His relationship with MONUSCO also shifted. Tshisekedi's government began calling for a faster withdrawal of the UN peacekeeping force, accusing it of failing to protect civilians. This was a calculated move to rally nationalist sentiment and to demand more capable African-led interventions. The DRC has also pursued rapprochement with Angola and Kenya while escalating rhetoric against Rwanda. International Crisis Group has described the confrontation as heading toward a dangerous trajectory. Meanwhile, Tshisekedi has positioned the DRC as a central player in regional energy deals, including the Grand Inga Dam project that could supply electricity to much of southern Africa.
Environmental Diplomacy as a New Tool
Tshisekedi has also introduced a new element to Congolese foreign policy: environmental diplomacy. The DRC contains the second-largest tropical rainforest in the world, a critical carbon sink. At COP summits, Tshisekedi has positioned the DRC as a "solution country" for climate change, seeking payments for forest conservation and clean energy investments. This is a savvy move that gives the DRC a card to play beyond minerals—one that resonates with Western donor governments. However, critics note that conservation efforts have sometimes been used to justify land grabs and militarization of protected areas, further entrenching the role of security forces. The DRC has also signed debt-for-nature swaps with Western nations, leveraging its forests for fiscal relief while maintaining sovereignty over resource extraction.
Enduring Patterns: The Military, Resources, and Policy
Resource Diplomacy as the Core Currency
Across every era, the DRC's immense mineral wealth has been the primary currency of foreign policy. Mobutu traded minerals for Cold War aid; Laurent Kabila traded them for military intervention; Joseph Kabila exchanged them for Chinese infrastructure; and Tshisekedi continues to offer mining licenses in exchange for security guarantees. This transactional approach means that foreign policy is often short-term and opportunistic. The military and political elite benefit directly, as they control access to these resources. International companies, whether Western or Chinese, become entangled in domestic power struggles, further complicating the picture. The recent scramble for lithium, cobalt, and rare earth metals has only intensified this dynamic, with new players like the United Arab Emirates and South Korea entering the fray.
The Regional Security Trap
The DRC is at the center of a complex regional security complex. Instability in Rwanda, Uganda, Burundi, Sudan, and Angola all spill over its borders. Militias, foreign armies, and rebel groups operate with impunity in the eastern provinces. Military-dominated governments in Kinshasa have consistently responded by trying to project power into the region—supporting proxy militias, negotiating with neighbors, or threatening military action. But no government has been able to fully secure the porous eastern borders. This trap keeps the DRC perpetually entangled in regional conflicts and forces constant foreign policy recalibration. The proliferation of armed groups, estimated at over 120 in eastern DRC, makes any sustainable diplomatic solution extremely difficult.

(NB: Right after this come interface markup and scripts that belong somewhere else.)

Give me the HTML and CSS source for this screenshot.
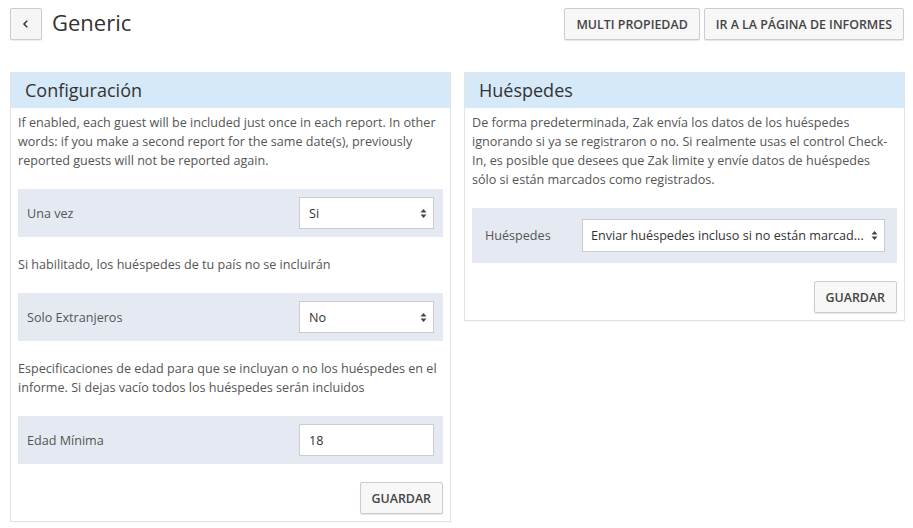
FILE: index.html
```html
<!DOCTYPE html>
<html lang="es">
<head>
  <meta charset="UTF-8">
  <meta name="viewport" content="width=device-width, initial-scale=1.0">
  <title>Generic</title>
  <link rel="stylesheet" href="styles.css">
</head>
<body>
  <div class="page">
    <div class="topbar">
      <div class="title-wrap">
        <button class="back-btn" aria-label="Volver">
          <svg width="10" height="10" viewBox="0 0 10 10"><path d="M6.2 1.8 L3 5 L6.2 8.2" fill="none" stroke="#333" stroke-width="1.5"/></svg>
        </button>
        <h1 class="page-title">Generic</h1>
      </div>
      <div class="top-actions">
        <button class="btn">MULTI PROPIEDAD</button>
        <button class="btn">IR A LA PÁGINA DE INFORMES</button>
      </div>
    </div>

    <div class="panels">
      <div class="panel">
        <div class="panel-head">Configuración</div>
        <div class="panel-body">
          <p class="help">If enabled, each guest will be included just once in each report. In other words: if you make a second report for the same date(s), previously reported guests will not be reported again.</p>
          <div class="form-row">
            <label class="row-label">Una vez</label>
            <div class="select-box small">
              <span>Si</span>
              <svg class="arrows" width="7" height="11" viewBox="0 0 7 11"><path d="M3.5 1 L6.5 4.5 H0.5 Z M3.5 10 L6.5 6.5 H0.5 Z" fill="#444"/></svg>
            </div>
          </div>
          <p class="help">Si habilitado, los huéspedes de tu país no se incluirán</p>
          <div class="form-row">
            <label class="row-label">Solo Extranjeros</label>
            <div class="select-box small">
              <span>No</span>
              <svg class="arrows" width="7" height="11" viewBox="0 0 7 11"><path d="M3.5 1 L6.5 4.5 H0.5 Z M3.5 10 L6.5 6.5 H0.5 Z" fill="#444"/></svg>
            </div>
          </div>
          <p class="help">Especificaciones de edad para que se incluyan o no los huéspedes en el informe. Si dejas vacío todos los huéspedes serán incluidos</p>
          <div class="form-row">
            <label class="row-label">Edad Mínima</label>
            <input class="text-input small" type="text" value="18">
          </div>
          <div class="panel-foot">
            <button class="btn">GUARDAR</button>
          </div>
        </div>
      </div>

      <div class="panel">
        <div class="panel-head">Huéspedes</div>
        <div class="panel-body">
          <p class="help">De forma predeterminada, Zak envía los datos de los huéspedes ignorando si ya se registraron o no. Si realmente usas el control Check-In, es posible que desees que Zak limite y envíe datos de huéspedes sólo si están marcados como registrados.</p>
          <div class="form-row wide">
            <label class="row-label">Huéspedes</label>
            <div class="select-box long">
              <span>Enviar huéspedes incluso si no están marcad...</span>
              <svg class="arrows" width="7" height="11" viewBox="0 0 7 11"><path d="M3.5 1 L6.5 4.5 H0.5 Z M3.5 10 L6.5 6.5 H0.5 Z" fill="#444"/></svg>
            </div>
          </div>
          <div class="panel-foot">
            <button class="btn">GUARDAR</button>
          </div>
        </div>
      </div>
    </div>
  </div>
</body>
</html>
```

FILE: styles.css
```css
body {
  margin: 0;
  font-family: "Open Sans", "Liberation Sans", sans-serif;
  color: #555;
  background: #fff;
}
.page {
  padding: 8px 8px 0 10px;
}
.topbar {
  display: flex;
  justify-content: space-between;
  align-items: flex-start;
  height: 32px;
}
.title-wrap {
  display: flex;
  align-items: center;
  gap: 10px;
}
.back-btn {
  width: 32px;
  height: 32px;
  padding: 0;
  border: 1px solid #ccc;
  border-radius: 2px;
  background: #f6f6f6;
  box-shadow: 0 1px 1px rgba(0,0,0,0.08);
  display: flex;
  align-items: center;
  justify-content: center;
}
.page-title {
  margin: 0;
  font-size: 22px;
  font-weight: 400;
  color: #333;
  line-height: 32px;
  position: relative;
  top: -2px;
}
.top-actions {
  display: flex;
  gap: 4px;
  margin-right: 1px;
}
.btn {
  height: 32px;
  padding: 0 11px;
  border: 1px solid #ccc;
  border-radius: 2px;
  background: #f7f7f7;
  box-shadow: 0 1px 1px rgba(0,0,0,0.1);
  font-family: "Open Sans", "Liberation Sans", sans-serif;
  font-size: 12.4px;
  font-weight: 600;
  color: #444;
}
.panels {
  display: grid;
  grid-template-columns: 441px 441px;
  gap: 13px;
  margin-top: 32px;
  align-items: start;
}
.panel {
  border: 1px solid #e3e3e3;
  box-shadow: 0 1px 1px rgba(0,0,0,0.04);
}
.panel-head {
  background: #d6e9f8;
  height: 35px;
  line-height: 35px;
  padding: 0 14px;
  font-size: 18px;
  color: #333;
}
.panel-body {
  padding: 5px 7px 7px 7px;
}
.help {
  margin: 0 0 19px;
  font-size: 12.6px;
  line-height: 19px;
  color: #555;
}
.form-row {
  display: flex;
  align-items: center;
  justify-content: space-between;
  background: #e5eaf2;
  padding: 8px 9px;
  margin-bottom: 18px;
}
.form-row.wide {
  padding: 11px 12px 11px 13px;
}
.row-label {
  font-size: 12.6px;
  color: #555;
}
.select-box,
.text-input {
  box-sizing: border-box;
  height: 32px;
  border: 1px solid #ccc;
  background: #fff;
  font-family: "Open Sans", "Liberation Sans", sans-serif;
  font-size: 12.6px;
  color: #333;
}
.select-box {
  position: relative;
  display: flex;
  align-items: center;
  padding: 0 9px;
}
.select-box.small,
.text-input.small {
  width: 135px;
}
.select-box.long {
  width: 303px;
  height: 33px;
  padding-left: 8px;
}
.arrows {
  position: absolute;
  right: 6px;
  top: 10px;
}
.text-input {
  padding: 0 9px;
  outline: none;
}
.panel-foot {
  display: flex;
  justify-content: flex-end;
}
```
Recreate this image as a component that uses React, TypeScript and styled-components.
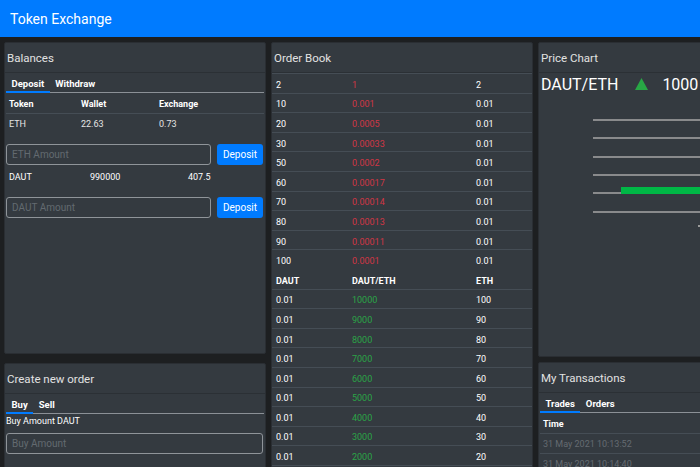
import React from 'react';
import styled, { createGlobalStyle } from 'styled-components';

const GlobalStyle = createGlobalStyle`
  html, body { margin: 0; padding: 0; background: #1d1f21; overflow: hidden; }
  body { font-family: Roboto, "Liberation Sans", Arial, sans-serif; color: #fff; }
  * { box-sizing: border-box; }
`;

const Navbar = styled.nav`
  height: 37px;
  background: #007bff;
  display: flex;
  align-items: center;
  padding: 0 10px;
`;

const Brand = styled.span`
  font-size: 14px;
  color: #fff;
`;

const Content = styled.main`
  display: flex;
  gap: 5px;
  padding: 5px 4px 0;
  width: max-content;
`;

const Column = styled.div<{ $gap: number }>`
  width: 262px;
  flex-shrink: 0;
  display: flex;
  flex-direction: column;
  gap: ${p => p.$gap}px;
`;

const Card = styled.section<{ $height?: number }>`
  background: #343a40;
  border: 1px solid #2a2e33;
  border-radius: 2px;
  height: ${p => (p.$height ? `${p.$height}px` : 'auto')};
  display: flex;
  flex-direction: column;
  overflow: hidden;
`;

const CardHeader = styled.header`
  height: 30px;
  flex-shrink: 0;
  display: flex;
  align-items: center;
  padding: 0 2px;
  font-size: 11.5px;
  color: #e2e2e2;
  border-bottom: 1px solid #2b3035;
`;

const CardBody = styled.div`
  padding: 0 1px;
  display: flex;
  flex-direction: column;
`;

const TabList = styled.div`
  display: flex;
  height: 20px;
  border-bottom: 1px solid #8b9096;
`;

const Tab = styled.span<{ $active?: boolean }>`
  height: 20px;
  padding: 3px 5.5px 0;
  display: flex;
  align-items: center;
  font-size: 9.5px;
  font-weight: 700;
  color: #fff;
  border-bottom: 2px solid ${p => (p.$active ? '#007bff' : 'transparent')};
`;

const Row = styled.div<{ $cols: string; $head?: boolean; $line?: boolean; $h?: number; $pad?: number; $padTop?: number }>`
  display: grid;
  grid-template-columns: ${p => p.$cols};
  height: ${p => p.$h ?? 20}px;
  padding-top: ${p => p.$padTop ?? 0}px;
  align-items: center;
  border-top: 1px solid ${p => (p.$line === false ? 'transparent' : '#454d55')};
  font-size: 9px;
  font-weight: ${p => (p.$head ? 700 : 400)};
  color: ${p => (p.$head ? '#fff' : '#e4e4e4')};
  & > span { padding-left: ${p => p.$pad ?? 3}px; white-space: nowrap; }
`;

const Cell = styled.span<{ $tone?: 'red' | 'green' | 'muted' | 'bright' }>`
  color: ${p =>
    p.$tone === 'red' ? '#d13645' : p.$tone === 'green' ? '#2ba447' : p.$tone === 'muted' ? '#656b71' : p.$tone === 'bright' ? '#fff' : 'inherit'};
`;

const FormRow = styled.div<{ $top: number }>`
  display: flex;
  gap: 6px;
  margin-top: ${p => p.$top}px;
  padding-right: 1px;
`;

const Input = styled.input`
  flex: 1;
  min-width: 0;
  height: 21px;
  border: 1px solid #8f9499;
  border-radius: 3px;
  background: transparent;
  padding: 0 5px;
  font-family: inherit;
  font-size: 10px;
  color: #fff;
  outline: none;
  &::placeholder { color: #636a70; }
`;

const Button = styled.button`
  width: 46px;
  height: 21px;
  border: none;
  border-radius: 3px;
  background: #007bff;
  color: #fff;
  font-family: inherit;
  font-size: 10px;
  padding: 0;
`;

const Label = styled.div`
  height: 14px;
  display: flex;
  align-items: center;
  font-size: 9px;
  color: #fff;
`;

const PairRow = styled.div`
  height: 22px;
  display: flex;
  align-items: center;
  font-size: 16px;
  color: #fff;
  padding-left: 1px;
  white-space: nowrap;
`;

const Arrow = styled.svg`
  margin: 0 14px 0 17px;
  flex-shrink: 0;
`;

const Chart = styled.svg`
  display: block;
`;

const sellOrders: [string, string, string][] = [
  ['2', '1', '2'],
  ['10', '0.001', '0.01'],
  ['20', '0.0005', '0.01'],
  ['30', '0.00033', '0.01'],
  ['50', '0.0002', '0.01'],
  ['60', '0.00017', '0.01'],
  ['70', '0.00014', '0.01'],
  ['80', '0.00013', '0.01'],
  ['90', '0.00011', '0.01'],
  ['100', '0.0001', '0.01'],
];

const buyOrders: [string, string, string][] = [
  ['0.01', '10000', '100'],
  ['0.01', '9000', '90'],
  ['0.01', '8000', '80'],
  ['0.01', '7000', '70'],
  ['0.01', '6000', '60'],
  ['0.01', '5000', '50'],
  ['0.01', '4000', '40'],
  ['0.01', '3000', '30'],
  ['0.01', '2000', '20'],
  ['0.01', '1000', '10'],
];

const OB_COLS = '76px 124px 1fr';
const BAL_COLS = '72px 78px 1fr';

export default function App() {
  const gridY = [120, 138, 157, 175, 193, 212];
  return (
    <>
      <GlobalStyle />
      <Navbar>
        <Brand>Token Exchange</Brand>
      </Navbar>
      <Content>
        <Column $gap={9}>
          <Card $height={312}>
            <CardHeader>Balances</CardHeader>
            <CardBody>
              <TabList>
                <Tab $active>Deposit</Tab>
                <Tab>Withdraw</Tab>
              </TabList>
              <Row $cols={BAL_COLS} $head $line={false}>
                <span>Token</span>
                <span>Wallet</span>
                <span>Exchange</span>
              </Row>
              <Row $cols={BAL_COLS} $h={21}>
                <span>ETH</span>
                <span>22.63</span>
                <span>0.73</span>
              </Row>
              <FormRow $top={10}>
                <Input placeholder="ETH Amount" />
                <Button>Deposit</Button>
              </FormRow>
              <Row $cols="81px 98px 1fr" $line={false} style={{ marginTop: 1 }}>
                <Cell $tone="bright">DAUT</Cell>
                <Cell $tone="bright">990000</Cell>
                <Cell $tone="bright">407.5</Cell>
              </Row>
              <FormRow $top={11}>
                <Input placeholder="DAUT Amount" />
                <Button>Deposit</Button>
              </FormRow>
            </CardBody>
          </Card>
          <Card $height={200}>
            <CardHeader>Create new order</CardHeader>
            <CardBody>
              <TabList>
                <Tab $active>Buy</Tab>
                <Tab>Sell</Tab>
              </TabList>
              <Label>Buy Amount DAUT</Label>
              <FormRow $top={5}>
                <Input placeholder="Buy Amount" />
              </FormRow>
            </CardBody>
          </Card>
        </Column>

        <Column $gap={5}>
          <Card>
            <CardHeader>Order Book</CardHeader>
            <div>
              {sellOrders.map((o, i) => (
                <Row key={`s${i}`} $cols={OB_COLS} $h={19.6} $pad={4} $padTop={3}>
                  <Cell $tone="bright">{o[0]}</Cell>
                  <Cell $tone="red">{o[1]}</Cell>
                  <Cell $tone="bright">{o[2]}</Cell>
                </Row>
              ))}
              <Row $cols={OB_COLS} $h={19.6} $pad={4} $padTop={3} $head $line={false}>
                <span>DAUT</span>
                <span>DAUT/ETH</span>
                <span>ETH</span>
              </Row>
              {buyOrders.map((o, i) => (
                <Row key={`b${i}`} $cols={OB_COLS} $h={19.6} $pad={4} $padTop={3}>
                  <Cell $tone="bright">{o[0]}</Cell>
                  <Cell $tone="green">{o[1]}</Cell>
                  <Cell $tone="bright">{o[2]}</Cell>
                </Row>
              ))}
            </div>
          </Card>
        </Column>

        <Column $gap={5}>
          <Card $height={315}>
            <CardHeader>Price Chart</CardHeader>
            <CardBody>
              <PairRow>
                DAUT/ETH
                <Arrow width="13" height="12" viewBox="0 0 13 12">
                  <polygon points="6.5,0 13,12 0,12" fill="#28a745" />
                </Arrow>
                1000
              </PairRow>
              <Chart width="260" height="150" viewBox="0 0 260 150">
                {gridY.map(y => (
                  <line key={y} x1="53" x2="260" y1={y - 95} y2={y - 95} stroke="#a6a6a6" strokeWidth="1.5" />
                ))}
                <rect x="81" y={187 - 95} width="179" height="7" fill="#00b746" />
                <rect x="158" y={225 - 95} width="3" height="2" fill="#9a9a9a" />
              </Chart>
            </CardBody>
          </Card>
          <Card $height={200}>
            <CardHeader>My Transactions</CardHeader>
            <CardBody>
              <TabList>
                <Tab $active>Trades</Tab>
                <Tab>Orders</Tab>
              </TabList>
              <Row $cols="1fr" $head $line={false}>
                <span>Time</span>
              </Row>
              <Row $cols="1fr">
                <Cell $tone="muted">31 May 2021 10:13:52</Cell>
              </Row>
              <Row $cols="1fr">
                <Cell $tone="muted">31 May 2021 10:14:40</Cell>
              </Row>
            </CardBody>
          </Card>
        </Column>
      </Content>
    </>
  );
}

Multivectorism as Regime Survival
The clear trend since the 1990s is a move away from exclusive alignment with a single power. Mobutu's collapse after the Cold War taught Congolese leaders a painful lesson: do not put all your eggs in one basket. Every subsequent regime has deliberately courted multiple patrons—the United States, China, Russia, Europe, Turkey, and regional blocs. This multivector strategy allows the regime to play one actor against another, maximizing its autonomy. For example, when the EU criticizes election irregularities, Kinshasa can threaten to expand Chinese mining concessions. This balancing act is a survival strategy, but it also makes the DRC an unpredictable partner for any foreign government. The DRC's recent pivot toward the BRICS bloc and its interest in joining the Belt and Road Initiative illustrate this ongoing search for multiple alignment points.
Weak Institutionalization of Policy
Because foreign policy is so closely tied to the personal survival of the ruler and his military clique, it remains poorly institutionalized. There is no consistent strategic vision that outlasts an administration. Policy can shift dramatically with a change in leadership or even a change in coalition partners. The Ministry of Foreign Affairs often has little autonomy; real decision-making happens in the presidency and the military high command. This lack of institutional memory and long-term planning means that the DRC frequently misses opportunities for sustained diplomacy and development partnership. The absence of a professional diplomatic corps and the persistent corruption within the security sector further undermine coherence.
Conclusion
The Democratic Republic of the Congo's foreign policy has been shaped, above all, by the imperatives of military-dominated regimes seeking to survive. From Mobutu's Cold War clientelism to Laurent Kabila's desperate wartime bargains, from Joseph Kabila's assertive nationalism to Tshisekedi's multivector maneuvering, the consistent thread is the use of international relations to maintain domestic control. The DRC's immense mineral wealth makes it a prize for foreign powers, but it also makes its leaders vulnerable to the very alliances they cultivate. Understanding this deep connection between military politics and foreign policy is essential for any observer seeking to grasp the country's complex and often tragic trajectory. As long as the Congolese state remains under the shadow of the gun, its foreign policy will continue to be reactive, transactional, and volatile—a mirror of its internal struggles. The future may hold further shifts as global demand for critical minerals accelerates and as regional rivalries in the Great Lakes region remain unresolved, but the underlying logic of regime security will likely persist.